Wherever the word "table" appears in a line, copy that line.

start RECORDED INFORMATION

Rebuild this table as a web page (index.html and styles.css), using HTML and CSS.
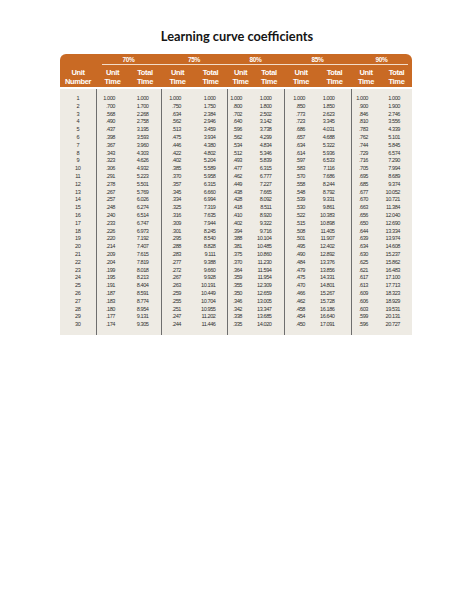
FILE: index.html
```html
<!DOCTYPE html>
<html>
<head>
<meta charset="utf-8">
<link rel="stylesheet" href="styles.css">
</head>
<body>
<h1 class="title">Learning curve coefficients</h1>
<div class="sheet">
  <div class="head">
    <div class="pct-row">
      <div class="pct pct-first">70%</div>
      <div class="pct">75%</div>
      <div class="pct">80%</div>
      <div class="pct">85%</div>
      <div class="pct pct-last">90%</div>
    </div>
    <div class="sub-row">
      <div class="sub">Unit<br>Number</div>
      <div class="sub">Unit<br>Time</div>
      <div class="sub">Total<br>Time</div>
      <div class="sub">Unit<br>Time</div>
      <div class="sub">Total<br>Time</div>
      <div class="sub">Unit<br>Time</div>
      <div class="sub">Total<br>Time</div>
      <div class="sub">Unit<br>Time</div>
      <div class="sub">Total<br>Time</div>
      <div class="sub">Unit<br>Time</div>
      <div class="sub">Total<br>Time</div>
    </div>
  </div>
  <table class="data">
    <colgroup>
      <col class="c-num"><col class="c70u"><col class="c70t"><col class="c75u"><col class="c75t"><col class="c80u"><col class="c80t"><col class="c85u"><col class="c85t"><col class="c90u"><col class="c90t">
    </colgroup>
    <tbody>
<tr><td>1</td><td>1.000</td><td>1.000</td><td>1.000</td><td>1.000</td><td>1.000</td><td>1.000</td><td>1.000</td><td>1.000</td><td>1.000</td><td>1.000</td></tr>
<tr><td>2</td><td>.700</td><td>1.700</td><td>.750</td><td>1.750</td><td>.800</td><td>1.800</td><td>.850</td><td>1.850</td><td>.900</td><td>1.900</td></tr>
<tr><td>3</td><td>.568</td><td>2.268</td><td>.634</td><td>2.384</td><td>.702</td><td>2.502</td><td>.773</td><td>2.623</td><td>.846</td><td>2.746</td></tr>
<tr><td>4</td><td>.490</td><td>2.758</td><td>.562</td><td>2.946</td><td>.640</td><td>3.142</td><td>.723</td><td>3.345</td><td>.810</td><td>3.556</td></tr>
<tr><td>5</td><td>.437</td><td>3.195</td><td>.513</td><td>3.459</td><td>.596</td><td>3.738</td><td>.686</td><td>4.031</td><td>.783</td><td>4.339</td></tr>
<tr><td>6</td><td>.398</td><td>3.593</td><td>.475</td><td>3.934</td><td>.562</td><td>4.299</td><td>.657</td><td>4.688</td><td>.762</td><td>5.101</td></tr>
<tr><td>7</td><td>.367</td><td>3.960</td><td>.446</td><td>4.380</td><td>.534</td><td>4.834</td><td>.634</td><td>5.322</td><td>.744</td><td>5.845</td></tr>
<tr><td>8</td><td>.343</td><td>4.303</td><td>.422</td><td>4.802</td><td>.512</td><td>5.346</td><td>.614</td><td>5.936</td><td>.729</td><td>6.574</td></tr>
<tr><td>9</td><td>.323</td><td>4.626</td><td>.402</td><td>5.204</td><td>.493</td><td>5.839</td><td>.597</td><td>6.533</td><td>.716</td><td>7.290</td></tr>
<tr><td>10</td><td>.306</td><td>4.932</td><td>.385</td><td>5.589</td><td>.477</td><td>6.315</td><td>.583</td><td>7.116</td><td>.705</td><td>7.994</td></tr>
<tr><td>11</td><td>.291</td><td>5.223</td><td>.370</td><td>5.958</td><td>.462</td><td>6.777</td><td>.570</td><td>7.686</td><td>.695</td><td>8.689</td></tr>
<tr><td>12</td><td>.278</td><td>5.501</td><td>.357</td><td>6.315</td><td>.449</td><td>7.227</td><td>.558</td><td>8.244</td><td>.685</td><td>9.374</td></tr>
<tr><td>13</td><td>.267</td><td>5.769</td><td>.345</td><td>6.660</td><td>.438</td><td>7.665</td><td>.548</td><td>8.792</td><td>.677</td><td>10.052</td></tr>
<tr><td>14</td><td>.257</td><td>6.026</td><td>.334</td><td>6.994</td><td>.428</td><td>8.092</td><td>.539</td><td>9.331</td><td>.670</td><td>10.721</td></tr>
<tr><td>15</td><td>.248</td><td>6.274</td><td>.325</td><td>7.319</td><td>.418</td><td>8.511</td><td>.530</td><td>9.861</td><td>.663</td><td>11.384</td></tr>
<tr><td>16</td><td>.240</td><td>6.514</td><td>.316</td><td>7.635</td><td>.410</td><td>8.920</td><td>.522</td><td>10.383</td><td>.656</td><td>12.040</td></tr>
<tr><td>17</td><td>.233</td><td>6.747</td><td>.309</td><td>7.944</td><td>.402</td><td>9.322</td><td>.515</td><td>10.898</td><td>.650</td><td>12.690</td></tr>
<tr><td>18</td><td>.226</td><td>6.973</td><td>.301</td><td>8.245</td><td>.394</td><td>9.716</td><td>.508</td><td>11.405</td><td>.644</td><td>13.334</td></tr>
<tr><td>19</td><td>.220</td><td>7.192</td><td>.295</td><td>8.540</td><td>.388</td><td>10.104</td><td>.501</td><td>11.907</td><td>.639</td><td>13.974</td></tr>
<tr><td>20</td><td>.214</td><td>7.407</td><td>.288</td><td>8.828</td><td>.381</td><td>10.485</td><td>.495</td><td>12.402</td><td>.634</td><td>14.608</td></tr>
<tr><td>21</td><td>.209</td><td>7.615</td><td>.283</td><td>9.111</td><td>.375</td><td>10.860</td><td>.490</td><td>12.892</td><td>.630</td><td>15.237</td></tr>
<tr><td>22</td><td>.204</td><td>7.819</td><td>.277</td><td>9.388</td><td>.370</td><td>11.230</td><td>.484</td><td>13.376</td><td>.625</td><td>15.862</td></tr>
<tr><td>23</td><td>.199</td><td>8.018</td><td>.272</td><td>9.660</td><td>.364</td><td>11.594</td><td>.479</td><td>13.856</td><td>.621</td><td>16.483</td></tr>
<tr><td>24</td><td>.195</td><td>8.213</td><td>.267</td><td>9.928</td><td>.359</td><td>11.954</td><td>.475</td><td>14.331</td><td>.617</td><td>17.100</td></tr>
<tr><td>25</td><td>.191</td><td>8.404</td><td>.263</td><td>10.191</td><td>.355</td><td>12.309</td><td>.470</td><td>14.801</td><td>.613</td><td>17.713</td></tr>
<tr><td>26</td><td>.187</td><td>8.591</td><td>.259</td><td>10.449</td><td>.350</td><td>12.659</td><td>.466</td><td>15.267</td><td>.609</td><td>18.323</td></tr>
<tr><td>27</td><td>.183</td><td>8.774</td><td>.255</td><td>10.704</td><td>.346</td><td>13.005</td><td>.462</td><td>15.728</td><td>.606</td><td>18.929</td></tr>
<tr><td>28</td><td>.180</td><td>8.954</td><td>.251</td><td>10.955</td><td>.342</td><td>13.347</td><td>.458</td><td>16.186</td><td>.603</td><td>19.531</td></tr>
<tr><td>29</td><td>.177</td><td>9.131</td><td>.247</td><td>11.202</td><td>.338</td><td>13.685</td><td>.454</td><td>16.640</td><td>.599</td><td>20.131</td></tr>
<tr><td>30</td><td>.174</td><td>9.305</td><td>.244</td><td>11.446</td><td>.335</td><td>14.020</td><td>.450</td><td>17.091</td><td>.596</td><td>20.727</td></tr>
    </tbody>
  </table>
</div>
</body>
</html>
```

FILE: styles.css
```css
html, body {
  margin: 0;
  padding: 0;
  background: #ffffff;
}

.title {
  margin: 29px 0 0 0;
  height: 14px;
  line-height: 14px;
  text-align: center;
  font-family: Lato, "Open Sans", sans-serif;
  font-weight: 700;
  font-size: 12.8px;
  color: #151515;
}

.sheet {
  width: 352px;
  margin: 11px 0 0 60px;
}

.head {
  background: #c96a24;
  border-radius: 6px 6px 0 0;
  height: 33px;
  color: #ffffff;
  font-family: "Liberation Sans", Arial, sans-serif;
  font-weight: 700;
}

.pct-row {
  display: grid;
  grid-template-columns: 36px 65px 66px 57px 67px 61px;
  height: 11px;
}

.pct {
  height: 10px;
  line-height: 11px;
  font-size: 6.5px;
  letter-spacing: -0.3px;
  text-align: center;
  border-bottom: 1px solid #f3dcc8;
}

.pct-first {
  grid-column: 2;
  margin-left: 6px;
  padding-right: 6px;
}

.pct-last {
  margin-right: 4px;
  padding-left: 4px;
}

.sub-row {
  display: grid;
  grid-template-columns: 36px 33px 32px 33px 33px 27px 30px 34px 33px 30px 31px;
  padding-top: 3px;
}

.sub {
  font-size: 7.5px;
  line-height: 9px;
  letter-spacing: -0.35px;
  text-align: center;
}

.data {
  margin-top: 2px;
  width: 352px;
  table-layout: fixed;
  border-collapse: collapse;
  background: #eeebe4;
  font-family: "Liberation Sans", Arial, sans-serif;
  font-size: 5.6px;
  letter-spacing: -0.45px;
  color: #333333;
}

.c-num { width: 36px; }
.c70u { width: 33px; }
.c70t { width: 32px; }
.c75u { width: 33px; }
.c75t { width: 33px; }
.c80u { width: 27px; }
.c80t { width: 30px; }
.c85u { width: 34px; }
.c85t { width: 33px; }
.c90u { width: 30px; }
.c90t { width: 31px; }

.data td {
  padding: 0;
  height: 7.8px;
  line-height: 7.8px;
  text-align: right;
  white-space: nowrap;
}

.data tr:first-child td {
  padding-top: 6px;
}

.data tr:last-child td {
  padding-bottom: 6px;
}

.data td:nth-child(1) {
  text-align: center;
  padding-left: 0;
}

.data td:nth-child(2),
.data td:nth-child(4),
.data td:nth-child(6),
.data td:nth-child(8),
.data td:nth-child(10) {
  border-left: 1px solid #6e6e6e;
}

.data td:nth-child(2) { padding-right: 14px; }
.data td:nth-child(3) { padding-right: 12px; }
.data td:nth-child(4) { padding-right: 13px; }
.data td:nth-child(5) { padding-right: 11px; }
.data td:nth-child(6) { padding-right: 12px; }
.data td:nth-child(7) { padding-right: 12px; }
.data td:nth-child(8) { padding-right: 13px; }
.data td:nth-child(9) { padding-right: 16px; }
.data td:nth-child(10) { padding-right: 13px; }
.data td:nth-child(11) { padding-right: 12px; }
```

end RECORDED INFORMATION

▶ RESULT FOR THIS TASK:
Rebuild this table as a web page (index.html and styles.css), using HTML and CSS.
  <table class="data">
  </table>
  table-layout: fixed;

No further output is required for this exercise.